18 April 2006

when guitars weep

That was exactly what I had in mind. Weeping guitars. It's amazing how the deepest emotions could come out with a few guitar riffs.

Anyway. So I've uploaded this short clip of the mag:net gig. I'm getting bored of putting in embeddable players whatnot in here so just take a peep there. And you'll realize I was sort of dumb because I forgot to rotate the video ahaha. Whateverrr.
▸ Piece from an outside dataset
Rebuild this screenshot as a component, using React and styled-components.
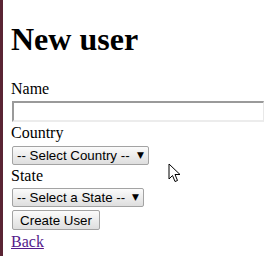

I miss camp. I'm having this unhealthy habit of looking at my watch from time to time and tell Kate "ganitong time last week we were running around blah blah". I miss the positive everything you get from there. I miss being challenged day in and day out, I miss the amazing messages. I miss the people, eating together and laughing so hard at the dining hall. I miss leaving the hurlyburly of Manila and basking in the stillness of that place. I just miss camp, period.

So. We're thinking of having a garage sale this weekend. We have tons of stuff here we never get to use anymore --- we'll clean up our room and earn money. Not bad ahaha. It'll be a big garage sale because I think some of Kate's friends will be putting in some stuff too.

Can I just say. I get sad too. Not sad SAD you know, not depression or anything close. Just that itty-bitty sadness you get when you want to hold on to that bit of your life. Or if you can't do that, at least to take fragments of it with you.

But then a fragment is a fragment. It can never be whole. It can never be the whole thing.